La Corte costituzionale ha dichiarato illegittima la legge regionale 9 del 2020, approvata dal Consiglio regionale su proposta del vice presidente Emanuele Imprudente, per l’affidamento dei terreni di pascolo.

La norma, contenuta nel “Cura Abruzzo 1”, è stata impugnata dalla Presidenza del Consiglio dei Ministri, contestata in quanto la materia afferente alle terre di uso civico, dove insistono quasi tutti i pascoli, è di competenza statale e non regionale.

Nel mirino, in particolare, gli articoli riguardanti le regole di assegnazione: la legge della Regione, infatti, prevedeva che le terre a uso civico dovessero essere conferite prioritariamente a persone o società residenti nel comune (o nei comuni confinanti) in cui i terreni si trovano.

Un provvedimento che intendeva rispondere alle richieste dei pastori provando a porre un argine al fenomeno della “mafia dei pascoli” e che, però, viola apertamente la riforma sugli usi civici, i principi del demanio collettivo e quelli sulla concorrenza dell’Unione Europea. Così come osservato dal Governo.

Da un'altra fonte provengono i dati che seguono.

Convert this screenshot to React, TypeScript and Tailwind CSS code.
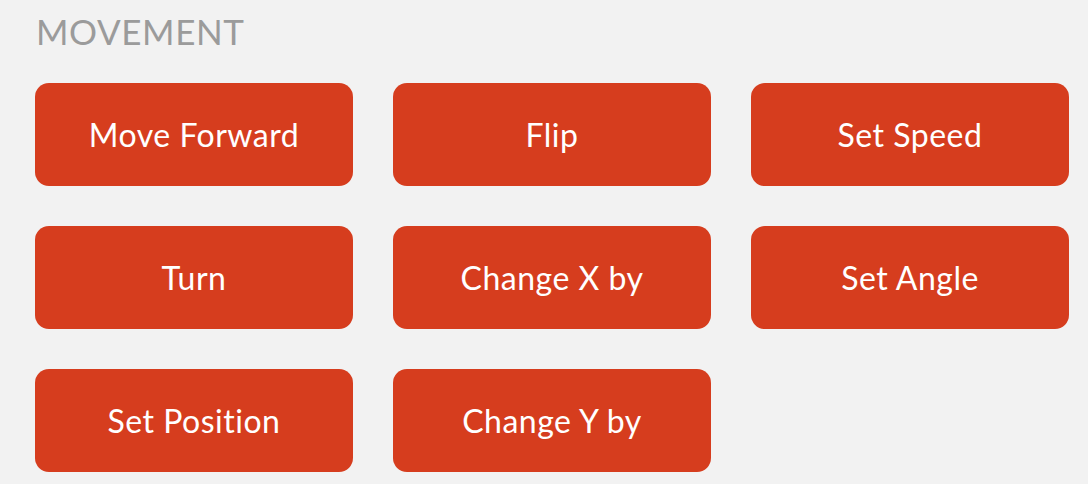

Come evidenziato dalla Corte, “sia prima che dopo la riforma del Titolo V della Parte II della Costituzione, operata con legge costituzionale 18 ottobre 2001, n. 3 (Modifiche al titolo V della parte seconda della Costituzione), il regime civilistico dei beni civici non è mai passato nella sfera di competenza delle Regioni e i decreti del Presidente della Repubblica con cui sono state trasferite, a queste ultime, le funzioni amministrative, non consentivano nel vigore del vecchio Titolo V (né consentono oggi, nel mutato assetto costituzionale) alle Regioni di invadere, con norma legislativa, la disciplina di tali assetti fondiari collettivi, estinguendoli, modificandoli o alienandoli”.